Copy exactly the lines of the material below that run from the one containing "Convert this table" through the one containing "const cell = 'flex". Copy no other lines.

Entries taken from a collection:
○ ○ ○

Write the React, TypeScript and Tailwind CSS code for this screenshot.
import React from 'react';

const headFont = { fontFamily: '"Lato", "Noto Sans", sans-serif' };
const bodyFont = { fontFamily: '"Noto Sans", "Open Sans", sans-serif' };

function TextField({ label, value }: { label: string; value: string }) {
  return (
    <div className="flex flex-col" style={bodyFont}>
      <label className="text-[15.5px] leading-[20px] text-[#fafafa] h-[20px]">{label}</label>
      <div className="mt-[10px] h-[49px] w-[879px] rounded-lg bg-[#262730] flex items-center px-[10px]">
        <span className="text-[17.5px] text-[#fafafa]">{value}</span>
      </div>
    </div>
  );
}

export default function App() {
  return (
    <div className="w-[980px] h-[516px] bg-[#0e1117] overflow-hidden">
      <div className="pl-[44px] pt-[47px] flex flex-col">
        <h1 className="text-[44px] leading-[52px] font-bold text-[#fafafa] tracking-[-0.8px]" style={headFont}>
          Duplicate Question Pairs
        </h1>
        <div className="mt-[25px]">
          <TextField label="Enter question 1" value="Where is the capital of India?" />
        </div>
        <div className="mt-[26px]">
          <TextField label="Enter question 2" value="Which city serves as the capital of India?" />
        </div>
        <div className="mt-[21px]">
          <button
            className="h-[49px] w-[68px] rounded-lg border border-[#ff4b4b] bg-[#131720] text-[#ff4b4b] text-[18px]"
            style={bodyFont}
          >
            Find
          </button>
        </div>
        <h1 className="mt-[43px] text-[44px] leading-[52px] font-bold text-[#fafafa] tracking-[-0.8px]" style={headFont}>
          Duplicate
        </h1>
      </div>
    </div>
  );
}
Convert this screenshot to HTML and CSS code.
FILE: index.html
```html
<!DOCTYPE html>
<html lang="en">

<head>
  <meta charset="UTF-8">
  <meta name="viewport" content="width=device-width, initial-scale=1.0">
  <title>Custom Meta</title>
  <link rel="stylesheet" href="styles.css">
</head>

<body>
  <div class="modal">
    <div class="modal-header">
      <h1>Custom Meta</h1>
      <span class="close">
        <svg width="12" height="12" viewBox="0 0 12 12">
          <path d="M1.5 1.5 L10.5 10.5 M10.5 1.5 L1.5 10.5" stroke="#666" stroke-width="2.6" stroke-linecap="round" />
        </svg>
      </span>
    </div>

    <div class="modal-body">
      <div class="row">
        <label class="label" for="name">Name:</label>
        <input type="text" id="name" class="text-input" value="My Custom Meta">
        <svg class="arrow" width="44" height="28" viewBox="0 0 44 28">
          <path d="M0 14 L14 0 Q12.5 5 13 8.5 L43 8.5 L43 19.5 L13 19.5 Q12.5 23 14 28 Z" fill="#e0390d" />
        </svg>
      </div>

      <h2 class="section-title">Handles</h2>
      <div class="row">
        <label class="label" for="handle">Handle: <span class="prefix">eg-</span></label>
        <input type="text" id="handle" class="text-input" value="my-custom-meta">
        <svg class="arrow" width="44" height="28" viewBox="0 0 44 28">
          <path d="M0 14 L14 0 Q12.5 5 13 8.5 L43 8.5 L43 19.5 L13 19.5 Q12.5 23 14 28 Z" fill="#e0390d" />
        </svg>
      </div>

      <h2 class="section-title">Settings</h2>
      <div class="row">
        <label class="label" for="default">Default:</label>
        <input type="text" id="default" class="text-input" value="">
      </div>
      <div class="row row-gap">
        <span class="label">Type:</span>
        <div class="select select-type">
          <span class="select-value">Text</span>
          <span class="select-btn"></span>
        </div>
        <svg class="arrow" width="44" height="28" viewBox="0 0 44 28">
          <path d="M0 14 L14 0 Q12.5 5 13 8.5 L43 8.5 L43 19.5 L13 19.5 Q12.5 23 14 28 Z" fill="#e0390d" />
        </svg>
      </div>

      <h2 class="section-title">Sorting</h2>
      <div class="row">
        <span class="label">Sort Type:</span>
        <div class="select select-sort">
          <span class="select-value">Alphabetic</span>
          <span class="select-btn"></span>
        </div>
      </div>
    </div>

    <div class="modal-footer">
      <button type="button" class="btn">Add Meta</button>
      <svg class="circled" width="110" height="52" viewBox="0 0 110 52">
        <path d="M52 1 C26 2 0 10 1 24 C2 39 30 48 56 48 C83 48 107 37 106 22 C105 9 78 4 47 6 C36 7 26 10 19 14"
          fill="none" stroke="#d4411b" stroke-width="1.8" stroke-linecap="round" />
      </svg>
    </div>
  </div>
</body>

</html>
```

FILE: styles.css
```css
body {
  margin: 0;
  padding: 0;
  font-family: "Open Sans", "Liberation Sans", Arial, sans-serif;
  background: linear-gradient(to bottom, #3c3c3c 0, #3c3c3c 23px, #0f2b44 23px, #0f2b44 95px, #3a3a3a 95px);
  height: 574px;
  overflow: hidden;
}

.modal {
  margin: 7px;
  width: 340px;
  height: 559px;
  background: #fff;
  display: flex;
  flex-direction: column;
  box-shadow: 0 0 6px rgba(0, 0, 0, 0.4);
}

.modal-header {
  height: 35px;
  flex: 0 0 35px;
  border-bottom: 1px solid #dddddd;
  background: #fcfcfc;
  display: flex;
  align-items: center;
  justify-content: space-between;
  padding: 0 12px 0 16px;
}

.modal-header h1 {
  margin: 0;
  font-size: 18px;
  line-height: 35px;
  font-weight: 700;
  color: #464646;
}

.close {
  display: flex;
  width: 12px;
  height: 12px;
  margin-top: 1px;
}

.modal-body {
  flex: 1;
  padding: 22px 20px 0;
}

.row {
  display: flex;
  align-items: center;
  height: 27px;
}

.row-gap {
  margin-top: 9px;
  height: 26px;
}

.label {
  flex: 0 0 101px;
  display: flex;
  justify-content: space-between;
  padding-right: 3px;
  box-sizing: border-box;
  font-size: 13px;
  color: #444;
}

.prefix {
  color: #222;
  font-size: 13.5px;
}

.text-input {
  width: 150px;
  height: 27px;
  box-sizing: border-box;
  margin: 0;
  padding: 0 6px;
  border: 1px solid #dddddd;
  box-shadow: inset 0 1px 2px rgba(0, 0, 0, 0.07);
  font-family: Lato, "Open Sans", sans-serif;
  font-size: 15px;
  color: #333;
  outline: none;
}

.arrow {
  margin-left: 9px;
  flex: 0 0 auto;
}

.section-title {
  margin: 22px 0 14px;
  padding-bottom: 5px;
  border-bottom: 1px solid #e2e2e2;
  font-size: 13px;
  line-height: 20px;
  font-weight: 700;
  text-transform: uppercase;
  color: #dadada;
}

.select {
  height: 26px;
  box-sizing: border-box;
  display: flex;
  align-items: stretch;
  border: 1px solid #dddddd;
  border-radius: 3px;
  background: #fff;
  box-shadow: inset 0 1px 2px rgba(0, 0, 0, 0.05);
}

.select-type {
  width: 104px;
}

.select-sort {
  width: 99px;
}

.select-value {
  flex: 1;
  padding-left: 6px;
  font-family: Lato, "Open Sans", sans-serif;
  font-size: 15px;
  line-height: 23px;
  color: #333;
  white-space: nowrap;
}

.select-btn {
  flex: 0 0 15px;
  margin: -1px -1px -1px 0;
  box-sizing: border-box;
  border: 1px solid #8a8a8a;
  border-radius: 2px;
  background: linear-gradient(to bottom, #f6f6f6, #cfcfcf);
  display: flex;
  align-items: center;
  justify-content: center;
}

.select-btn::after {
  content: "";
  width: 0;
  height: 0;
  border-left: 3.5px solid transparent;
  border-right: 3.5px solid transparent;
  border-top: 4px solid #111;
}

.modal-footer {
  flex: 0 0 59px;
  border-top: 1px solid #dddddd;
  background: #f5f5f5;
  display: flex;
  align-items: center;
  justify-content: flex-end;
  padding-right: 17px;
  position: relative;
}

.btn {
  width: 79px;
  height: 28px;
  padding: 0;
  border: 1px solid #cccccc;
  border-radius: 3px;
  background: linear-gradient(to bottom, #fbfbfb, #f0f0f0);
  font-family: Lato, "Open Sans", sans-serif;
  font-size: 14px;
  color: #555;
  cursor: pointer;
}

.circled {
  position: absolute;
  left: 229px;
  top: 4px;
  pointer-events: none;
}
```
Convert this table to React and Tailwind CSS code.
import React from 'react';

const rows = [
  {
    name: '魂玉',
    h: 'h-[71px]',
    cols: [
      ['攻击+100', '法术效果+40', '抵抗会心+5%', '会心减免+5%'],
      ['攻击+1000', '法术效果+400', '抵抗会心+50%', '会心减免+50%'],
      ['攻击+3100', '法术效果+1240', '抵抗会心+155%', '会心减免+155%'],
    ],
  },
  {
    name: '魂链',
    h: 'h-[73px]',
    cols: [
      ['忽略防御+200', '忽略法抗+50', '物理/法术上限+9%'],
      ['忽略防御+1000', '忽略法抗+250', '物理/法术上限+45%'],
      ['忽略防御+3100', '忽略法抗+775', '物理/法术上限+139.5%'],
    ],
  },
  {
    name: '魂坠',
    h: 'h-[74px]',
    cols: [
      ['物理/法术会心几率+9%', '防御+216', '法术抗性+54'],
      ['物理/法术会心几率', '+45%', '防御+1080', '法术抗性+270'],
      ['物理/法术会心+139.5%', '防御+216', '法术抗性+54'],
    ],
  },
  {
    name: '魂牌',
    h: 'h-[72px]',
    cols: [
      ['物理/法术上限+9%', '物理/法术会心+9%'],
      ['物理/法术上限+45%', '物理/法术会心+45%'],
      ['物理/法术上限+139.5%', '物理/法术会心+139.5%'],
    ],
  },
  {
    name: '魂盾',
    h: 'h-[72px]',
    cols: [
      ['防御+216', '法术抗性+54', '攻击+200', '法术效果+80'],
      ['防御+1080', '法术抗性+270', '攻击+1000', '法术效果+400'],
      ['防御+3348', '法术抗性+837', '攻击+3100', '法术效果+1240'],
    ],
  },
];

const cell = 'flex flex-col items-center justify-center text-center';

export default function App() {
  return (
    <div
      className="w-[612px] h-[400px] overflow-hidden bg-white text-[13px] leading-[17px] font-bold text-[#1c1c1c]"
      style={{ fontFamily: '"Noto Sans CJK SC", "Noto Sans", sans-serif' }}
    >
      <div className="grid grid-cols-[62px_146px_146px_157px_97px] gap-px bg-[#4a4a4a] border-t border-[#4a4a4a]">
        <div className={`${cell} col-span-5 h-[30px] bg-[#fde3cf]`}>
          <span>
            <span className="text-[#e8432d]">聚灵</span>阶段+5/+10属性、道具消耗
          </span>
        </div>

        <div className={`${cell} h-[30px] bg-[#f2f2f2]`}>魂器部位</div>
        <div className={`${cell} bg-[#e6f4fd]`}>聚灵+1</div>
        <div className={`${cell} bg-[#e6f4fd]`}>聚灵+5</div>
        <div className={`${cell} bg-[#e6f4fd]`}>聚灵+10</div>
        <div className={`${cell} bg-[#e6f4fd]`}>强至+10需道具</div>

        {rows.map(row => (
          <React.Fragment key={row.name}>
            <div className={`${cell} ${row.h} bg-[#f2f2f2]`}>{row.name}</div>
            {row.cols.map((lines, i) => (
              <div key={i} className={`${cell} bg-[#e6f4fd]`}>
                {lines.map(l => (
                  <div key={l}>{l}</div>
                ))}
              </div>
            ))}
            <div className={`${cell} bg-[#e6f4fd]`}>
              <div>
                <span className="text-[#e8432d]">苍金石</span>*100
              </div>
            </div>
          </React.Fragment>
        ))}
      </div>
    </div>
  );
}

○ ○ ○

◆ **Response**
Convert this table to React and Tailwind CSS code.
import React from 'react';

const rows = [
  {
    name: '魂玉',
    h: 'h-[71px]',
    cols: [
      ['攻击+100', '法术效果+40', '抵抗会心+5%', '会心减免+5%'],
      ['攻击+1000', '法术效果+400', '抵抗会心+50%', '会心减免+50%'],
      ['攻击+3100', '法术效果+1240', '抵抗会心+155%', '会心减免+155%'],
    ],
  },
  {
    name: '魂链',
    h: 'h-[73px]',
    cols: [
      ['忽略防御+200', '忽略法抗+50', '物理/法术上限+9%'],
      ['忽略防御+1000', '忽略法抗+250', '物理/法术上限+45%'],
      ['忽略防御+3100', '忽略法抗+775', '物理/法术上限+139.5%'],
    ],
  },
  {
    name: '魂坠',
    h: 'h-[74px]',
    cols: [
      ['物理/法术会心几率+9%', '防御+216', '法术抗性+54'],
      ['物理/法术会心几率', '+45%', '防御+1080', '法术抗性+270'],
      ['物理/法术会心+139.5%', '防御+216', '法术抗性+54'],
    ],
  },
  {
    name: '魂牌',
    h: 'h-[72px]',
    cols: [
      ['物理/法术上限+9%', '物理/法术会心+9%'],
      ['物理/法术上限+45%', '物理/法术会心+45%'],
      ['物理/法术上限+139.5%', '物理/法术会心+139.5%'],
    ],
  },
  {
    name: '魂盾',
    h: 'h-[72px]',
    cols: [
      ['防御+216', '法术抗性+54', '攻击+200', '法术效果+80'],
      ['防御+1080', '法术抗性+270', '攻击+1000', '法术效果+400'],
      ['防御+3348', '法术抗性+837', '攻击+3100', '法术效果+1240'],
    ],
  },
];

const cell = 'flex flex-col items-center justify-center text-center';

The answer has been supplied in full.